Exercise directions:
Count the lines below that contain the word "index", and give only that number.

-- Material provided start --

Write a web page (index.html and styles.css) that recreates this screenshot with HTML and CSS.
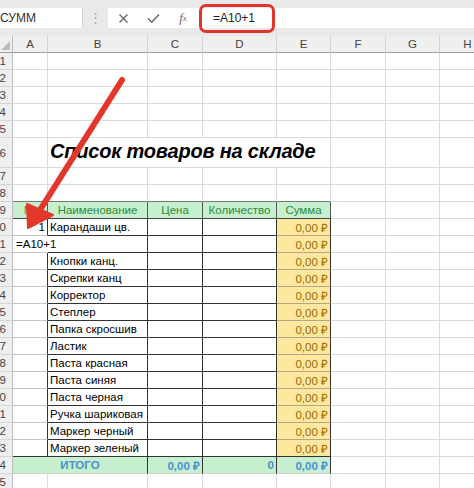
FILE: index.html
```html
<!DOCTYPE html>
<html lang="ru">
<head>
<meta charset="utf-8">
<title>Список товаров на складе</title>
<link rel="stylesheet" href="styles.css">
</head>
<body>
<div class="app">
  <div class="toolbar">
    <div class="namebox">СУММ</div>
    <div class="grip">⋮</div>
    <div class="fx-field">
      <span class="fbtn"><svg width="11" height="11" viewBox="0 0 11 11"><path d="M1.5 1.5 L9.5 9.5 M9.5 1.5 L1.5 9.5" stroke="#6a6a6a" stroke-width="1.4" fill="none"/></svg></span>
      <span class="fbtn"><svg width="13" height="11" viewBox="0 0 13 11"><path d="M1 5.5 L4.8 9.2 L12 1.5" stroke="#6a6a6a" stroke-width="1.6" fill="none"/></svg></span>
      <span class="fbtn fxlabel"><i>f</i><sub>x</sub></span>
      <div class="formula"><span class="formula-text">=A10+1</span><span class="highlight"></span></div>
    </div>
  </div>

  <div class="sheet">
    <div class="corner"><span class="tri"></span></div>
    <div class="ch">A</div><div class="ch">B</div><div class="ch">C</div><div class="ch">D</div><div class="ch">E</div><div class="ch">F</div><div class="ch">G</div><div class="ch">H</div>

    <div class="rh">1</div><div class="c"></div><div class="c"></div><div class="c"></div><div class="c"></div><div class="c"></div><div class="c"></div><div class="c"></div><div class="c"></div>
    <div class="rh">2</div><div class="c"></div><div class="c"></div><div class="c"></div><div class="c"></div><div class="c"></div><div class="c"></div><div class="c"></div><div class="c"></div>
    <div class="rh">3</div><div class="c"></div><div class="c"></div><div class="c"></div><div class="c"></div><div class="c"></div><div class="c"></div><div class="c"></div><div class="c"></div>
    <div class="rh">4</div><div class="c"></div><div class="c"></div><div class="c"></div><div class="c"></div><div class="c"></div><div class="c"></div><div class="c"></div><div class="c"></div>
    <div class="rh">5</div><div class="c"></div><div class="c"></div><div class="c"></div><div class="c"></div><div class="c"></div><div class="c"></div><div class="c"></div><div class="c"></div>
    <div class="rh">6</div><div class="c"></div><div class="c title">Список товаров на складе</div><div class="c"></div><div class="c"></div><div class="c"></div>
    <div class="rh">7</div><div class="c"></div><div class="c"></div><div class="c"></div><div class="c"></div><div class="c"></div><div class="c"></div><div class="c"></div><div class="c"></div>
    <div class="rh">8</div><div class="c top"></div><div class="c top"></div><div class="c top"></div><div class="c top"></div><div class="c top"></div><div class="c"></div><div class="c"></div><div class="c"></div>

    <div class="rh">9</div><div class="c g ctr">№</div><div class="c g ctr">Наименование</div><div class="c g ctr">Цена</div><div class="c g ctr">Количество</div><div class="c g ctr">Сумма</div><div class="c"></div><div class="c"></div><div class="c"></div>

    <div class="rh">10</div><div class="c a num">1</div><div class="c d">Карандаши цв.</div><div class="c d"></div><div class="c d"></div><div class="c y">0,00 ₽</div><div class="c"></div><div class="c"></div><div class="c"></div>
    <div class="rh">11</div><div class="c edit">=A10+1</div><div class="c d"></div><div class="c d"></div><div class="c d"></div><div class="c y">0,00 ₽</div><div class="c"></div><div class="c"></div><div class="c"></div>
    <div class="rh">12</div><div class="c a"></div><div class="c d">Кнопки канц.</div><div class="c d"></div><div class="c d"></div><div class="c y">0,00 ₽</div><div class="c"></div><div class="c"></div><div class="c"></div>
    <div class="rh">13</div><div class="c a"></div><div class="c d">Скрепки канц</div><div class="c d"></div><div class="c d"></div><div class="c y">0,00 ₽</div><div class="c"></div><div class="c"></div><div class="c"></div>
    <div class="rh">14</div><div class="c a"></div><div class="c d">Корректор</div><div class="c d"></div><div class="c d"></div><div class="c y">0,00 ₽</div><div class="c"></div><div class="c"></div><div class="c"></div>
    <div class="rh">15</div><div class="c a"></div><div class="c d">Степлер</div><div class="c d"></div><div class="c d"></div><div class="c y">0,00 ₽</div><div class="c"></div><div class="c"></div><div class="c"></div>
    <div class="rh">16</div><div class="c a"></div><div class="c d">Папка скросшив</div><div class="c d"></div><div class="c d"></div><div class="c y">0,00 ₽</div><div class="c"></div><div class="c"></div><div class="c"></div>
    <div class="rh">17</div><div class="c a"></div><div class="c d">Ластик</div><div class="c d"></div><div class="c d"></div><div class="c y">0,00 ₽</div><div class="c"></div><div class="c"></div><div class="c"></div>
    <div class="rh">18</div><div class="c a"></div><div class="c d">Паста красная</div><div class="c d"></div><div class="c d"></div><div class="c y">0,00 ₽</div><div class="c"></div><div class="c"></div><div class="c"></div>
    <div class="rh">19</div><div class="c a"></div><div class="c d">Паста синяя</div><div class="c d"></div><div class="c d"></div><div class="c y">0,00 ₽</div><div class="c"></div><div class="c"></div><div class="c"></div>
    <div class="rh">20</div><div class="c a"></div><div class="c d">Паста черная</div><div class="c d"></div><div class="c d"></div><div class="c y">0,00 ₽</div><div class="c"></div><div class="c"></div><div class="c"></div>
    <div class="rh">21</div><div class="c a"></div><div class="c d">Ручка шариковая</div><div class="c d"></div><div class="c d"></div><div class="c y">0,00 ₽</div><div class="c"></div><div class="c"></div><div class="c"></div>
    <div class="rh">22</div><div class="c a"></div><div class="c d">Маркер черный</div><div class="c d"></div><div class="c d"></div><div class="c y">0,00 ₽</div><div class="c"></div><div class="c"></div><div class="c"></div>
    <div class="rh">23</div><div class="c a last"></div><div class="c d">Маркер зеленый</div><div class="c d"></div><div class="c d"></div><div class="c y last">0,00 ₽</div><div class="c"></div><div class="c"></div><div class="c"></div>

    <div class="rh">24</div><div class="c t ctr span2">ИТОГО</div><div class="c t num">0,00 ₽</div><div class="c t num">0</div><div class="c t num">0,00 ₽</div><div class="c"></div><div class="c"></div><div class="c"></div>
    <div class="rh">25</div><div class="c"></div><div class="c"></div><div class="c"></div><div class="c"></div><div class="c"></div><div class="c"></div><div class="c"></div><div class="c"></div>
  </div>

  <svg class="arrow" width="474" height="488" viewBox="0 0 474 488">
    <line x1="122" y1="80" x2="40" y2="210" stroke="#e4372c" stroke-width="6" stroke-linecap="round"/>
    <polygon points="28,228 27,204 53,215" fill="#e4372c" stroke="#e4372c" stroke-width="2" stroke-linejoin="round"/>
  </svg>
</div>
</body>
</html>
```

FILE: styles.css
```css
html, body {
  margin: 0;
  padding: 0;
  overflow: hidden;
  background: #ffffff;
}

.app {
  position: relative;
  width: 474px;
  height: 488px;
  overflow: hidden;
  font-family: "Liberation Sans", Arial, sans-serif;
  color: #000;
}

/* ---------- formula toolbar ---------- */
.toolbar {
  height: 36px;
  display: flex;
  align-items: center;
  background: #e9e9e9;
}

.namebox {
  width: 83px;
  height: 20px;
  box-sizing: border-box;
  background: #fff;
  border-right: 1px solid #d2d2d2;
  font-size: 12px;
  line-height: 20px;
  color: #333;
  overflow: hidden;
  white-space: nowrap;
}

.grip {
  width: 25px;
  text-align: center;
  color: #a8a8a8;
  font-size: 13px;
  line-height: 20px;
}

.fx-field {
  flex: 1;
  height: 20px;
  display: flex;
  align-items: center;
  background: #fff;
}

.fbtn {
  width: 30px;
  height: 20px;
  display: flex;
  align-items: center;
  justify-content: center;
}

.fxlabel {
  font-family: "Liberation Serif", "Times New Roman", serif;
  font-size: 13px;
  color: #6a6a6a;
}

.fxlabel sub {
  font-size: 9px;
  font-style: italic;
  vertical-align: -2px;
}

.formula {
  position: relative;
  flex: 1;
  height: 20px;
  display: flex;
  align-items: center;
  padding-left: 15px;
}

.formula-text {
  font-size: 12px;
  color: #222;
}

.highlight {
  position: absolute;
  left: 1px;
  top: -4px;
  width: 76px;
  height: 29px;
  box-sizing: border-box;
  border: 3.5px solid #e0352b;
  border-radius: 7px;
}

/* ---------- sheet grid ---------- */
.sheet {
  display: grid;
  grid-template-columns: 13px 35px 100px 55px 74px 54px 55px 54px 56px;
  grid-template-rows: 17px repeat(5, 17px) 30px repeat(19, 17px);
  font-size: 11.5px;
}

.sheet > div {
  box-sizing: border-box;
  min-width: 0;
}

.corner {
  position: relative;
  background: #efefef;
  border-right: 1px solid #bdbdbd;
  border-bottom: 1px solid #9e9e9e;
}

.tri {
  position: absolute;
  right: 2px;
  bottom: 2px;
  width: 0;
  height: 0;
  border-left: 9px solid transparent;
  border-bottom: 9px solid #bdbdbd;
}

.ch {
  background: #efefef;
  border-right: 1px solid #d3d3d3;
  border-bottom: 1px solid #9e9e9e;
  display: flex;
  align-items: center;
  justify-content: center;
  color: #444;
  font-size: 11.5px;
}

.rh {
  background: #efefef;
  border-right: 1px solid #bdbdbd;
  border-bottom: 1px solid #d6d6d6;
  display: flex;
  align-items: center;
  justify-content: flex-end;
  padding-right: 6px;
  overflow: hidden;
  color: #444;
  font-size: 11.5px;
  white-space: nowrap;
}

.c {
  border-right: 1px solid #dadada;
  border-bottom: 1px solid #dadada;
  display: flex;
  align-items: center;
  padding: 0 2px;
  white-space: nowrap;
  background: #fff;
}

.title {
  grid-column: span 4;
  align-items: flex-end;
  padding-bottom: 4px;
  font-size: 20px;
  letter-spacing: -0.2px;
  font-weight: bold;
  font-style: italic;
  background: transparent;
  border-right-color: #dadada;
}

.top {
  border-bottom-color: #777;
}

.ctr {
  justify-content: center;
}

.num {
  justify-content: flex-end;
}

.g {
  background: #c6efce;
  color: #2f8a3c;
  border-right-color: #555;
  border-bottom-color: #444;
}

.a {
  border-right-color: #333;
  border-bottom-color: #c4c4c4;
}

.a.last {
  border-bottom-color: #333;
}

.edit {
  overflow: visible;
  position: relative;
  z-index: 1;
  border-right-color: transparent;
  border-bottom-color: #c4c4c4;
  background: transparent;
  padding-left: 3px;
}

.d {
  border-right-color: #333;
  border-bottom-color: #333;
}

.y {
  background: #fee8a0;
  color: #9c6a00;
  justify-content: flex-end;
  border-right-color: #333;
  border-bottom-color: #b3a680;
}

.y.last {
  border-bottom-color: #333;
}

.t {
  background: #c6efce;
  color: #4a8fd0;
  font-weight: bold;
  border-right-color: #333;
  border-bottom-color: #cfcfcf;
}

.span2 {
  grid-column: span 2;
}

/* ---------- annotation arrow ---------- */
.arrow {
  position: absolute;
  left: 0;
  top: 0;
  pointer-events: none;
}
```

-- Material provided end --

The response:
3